Output Format and Scale

fabiotosi92 / monoResMatch-Tensorflow

Tensorflow implementation of monocular Residual Matching (monoResMatch) network.

116 stars 20 forks source link

Output Format and Scale #3

Closed InzamamAnwar closed 5 years ago

InzamamAnwar commented 5 years ago

Hi! First of all thank you for sharing your findings. I ran the single image test and got output in "npy" format. Can you please provide details about the scale of the output and whether it give real world meter or not? If not then how can the output "npy" can be scaled to get real world meters.

Thanks!

fabiotosi92 commented 5 years ago

Hi, the network estimates disparity values at training/test time.

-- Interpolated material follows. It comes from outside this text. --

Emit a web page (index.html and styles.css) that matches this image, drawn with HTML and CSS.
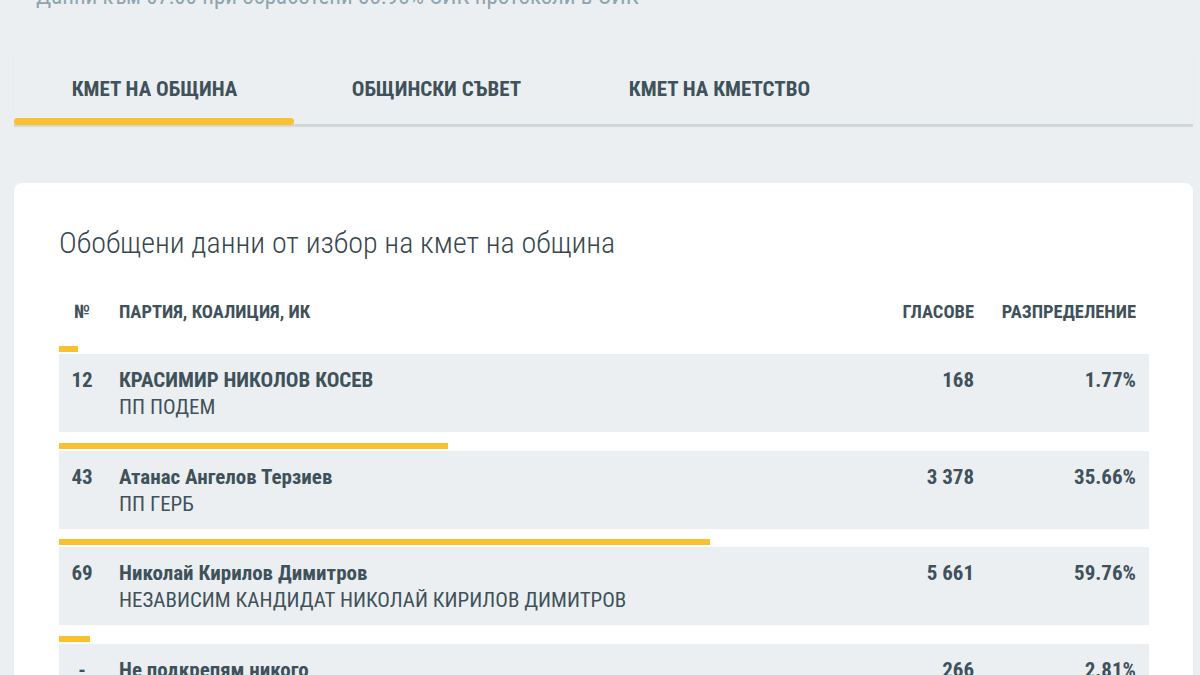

You can easily convert such values in real world depth exploiting the intrinsic parameters provided by the KITTI dataset. In "utils/evaluation_utils.py" you can find the "convert_disps_to_depths_kitti" function for this purpose.

InzamamAnwar commented 5 years ago

Thank you for your reply. If the test image does not belong to KITTI, we will use this function (intrinsic parameter) for real world depth estimation.

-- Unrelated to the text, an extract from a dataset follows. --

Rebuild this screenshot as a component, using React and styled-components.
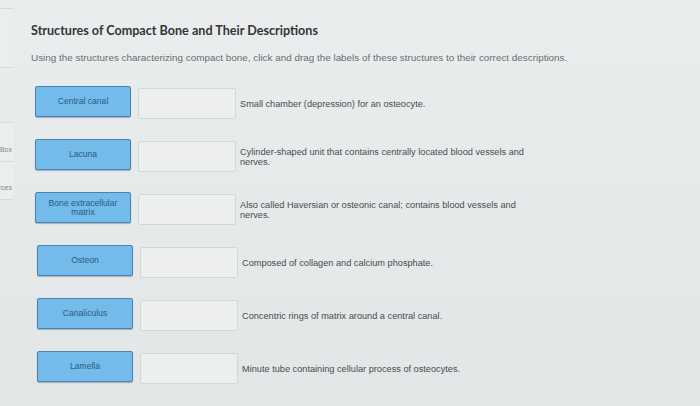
import React from "react"
import styled, { createGlobalStyle } from "styled-components"

const Global = createGlobalStyle`
  html, body {
    margin: 0;
    padding: 0;
    background: #e7eaea;
  }
  body {
    font-family: "Liberation Sans", Arial, sans-serif;
  }
`

const Page = styled.div`
  width: 700px;
  height: 406px;
  display: flex;
  overflow: hidden;
  background: linear-gradient(180deg, #eaeded 0%, #e6e9e9 60%, #e3e6e6 100%);
`

const Sidebar = styled.aside`
  width: 14px;
  flex: none;
  overflow: hidden;
  display: flex;
  flex-direction: column;
  padding-top: 8px;
`

const SideCard = styled.div`
  width: 80px;
  margin-left: -67px;
  border: 1px solid #d8dcdc;
  border-radius: 3px;
  background: #ebeeee;
  height: ${p => p.h}px;
  margin-top: ${p => p.mt || 0}px;
  display: flex;
  flex-direction: column;
`

const SideItem = styled.div`
  flex: 1;
  display: flex;
  align-items: flex-end;
  justify-content: flex-end;
  padding: 0 2px 8px 0;
  font-size: 7px;
  color: #888;
  & + & {
    border-top: 1px solid #d8dcdc;
  }
`

const Main = styled.main`
  flex: 1;
  padding: 23px 0 0 17px;
`

const Title = styled.h2`
  margin: 0;
  font-family: Lato, "Open Sans", sans-serif;
  font-weight: 700;
  font-size: 12.6px;
  color: #333537;
`

const Intro = styled.p`
  margin: 14px 0 0;
  font-size: 9.9px;
  color: #6a6d70;
`

const Rows = styled.div`
  margin-top: 23px;
  display: flex;
  flex-direction: column;
  gap: 22px;
`

const Row = styled.div`
  display: flex;
  align-items: center;
  height: 31px;
`

const Label = styled.div`
  width: 96px;
  height: 31px;
  margin-left: ${p => p.shift || 4}px;
  box-sizing: border-box;
  background: #72bbea;
  border: 1px solid #4a83ad;
  border-radius: 2px;
  box-shadow: 0 1px 1px rgba(40, 70, 100, 0.35);
  display: flex;
  align-items: center;
  justify-content: center;
  text-align: center;
  font-size: 8.6px;
  line-height: 9px;
  color: #2c5b82;
  padding: 0 6px;
`

const Drop = styled.div`
  width: 98px;
  height: 31px;
  margin-left: 7px;
  margin-top: 3px;
  box-sizing: border-box;
  border: 1px solid #d3d7d8;
  border-radius: 2px;
  background: #eceeef;
`

const Desc = styled.div`
  margin-left: 4px;
  margin-top: 5px;
  width: 284px;
  font-size: 9.2px;
  line-height: 10px;
  color: #484b4f;
`

const items = [
  ["Central canal", "Small chamber (depression) for an osteocyte."],
  ["Lacuna", "Cylinder-shaped unit that contains centrally located blood vessels and nerves."],
  ["Bone extracellular matrix", "Also called Haversian or osteonic canal; contains blood vessels and nerves."],
  ["Osteon", "Composed of collagen and calcium phosphate."],
  ["Canaliculus", "Concentric rings of matrix around a central canal."],
  ["Lamella", "Minute tube containing cellular process of osteocytes."],
]

export default function App() {
  return (
    <Page>
      <Global />
      <Sidebar>
        <SideCard h={58} />
        <SideCard h={76} mt={54}>
          <SideItem>Box</SideItem>
          <SideItem>Resources</SideItem>
        </SideCard>
      </Sidebar>
      <Main>
        <Title>Structures of Compact Bone and Their Descriptions</Title>
        <Intro>
          Using the structures characterizing compact bone, click and drag the labels of these structures to their correct descriptions.
        </Intro>
        <Rows>
          {items.map(([label, desc], i) => (
            <Row key={label}>
              <Label shift={i > 2 ? 6 : 4}>{label}</Label>
              <Drop />
              <Desc>{desc}</Desc>
            </Row>
          ))}
        </Rows>
      </Main>
    </Page>
  )
}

fabiotosi92 commented 5 years ago

However, keep in mind that such conversion is meaningful if both the camera and the scene are the same at training and testing time. In a totally different scenario (i.e. indoor scene) you can't recover the exact scale factor for the real world depth conversion because the ill-posed nature of the monocular depth estimation task. In such case, the network gives you only a relative depth information about the context.

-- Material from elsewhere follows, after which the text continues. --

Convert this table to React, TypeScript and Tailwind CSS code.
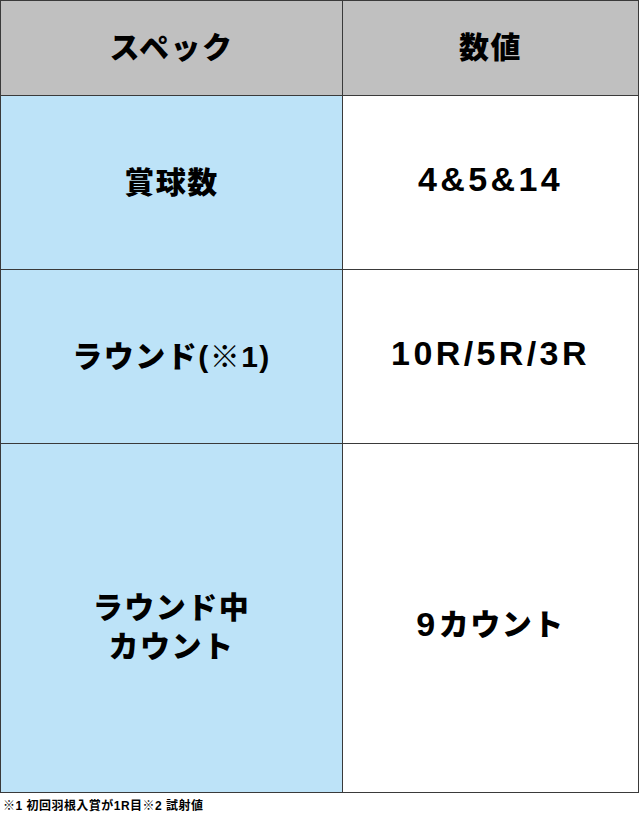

InzamamAnwar commented 5 years ago

HI!

I have modified the function, given below to get depth in real world.

def get_depth(pred_disparity):
    height, width = pred_disparity.shape
    pred_disparity = pred_disparity * pred_disparity.shape[1] / width
    pred_depth = width_to_focal[width] * 0.54 / pred_disparity
    return pred_depth

I have two questions regarding this

When test image is not from KITTI dataset, what would be the value for width_to_focal?
How well algorithms trained on datasets like KITTI or NYU Depth would work on images in the wild?

fabiotosi92 commented 5 years ago

Hi! I try to answer your questions:

If the target scene is completely different from the scenario used during the training phase I find myself unable to say that you can recover the exact scale factor to obtain meaningful depth values (monocular depth estimation is an ill-posed problem by definition). On the other hand, if the testing dataset contains the same objects of the training dataset but imaged by another camera you can apply the focal length normalization to avoid depth inconsistencies.
It depends on the target scenario. If you train the network on outdoor(indoor) images and then test it on indoor(outdoor) scenes, you can notice a huge drop in accuracy. Nevertheless, the network is able to estimate good (relative) depth maps if the two domains are quite similar.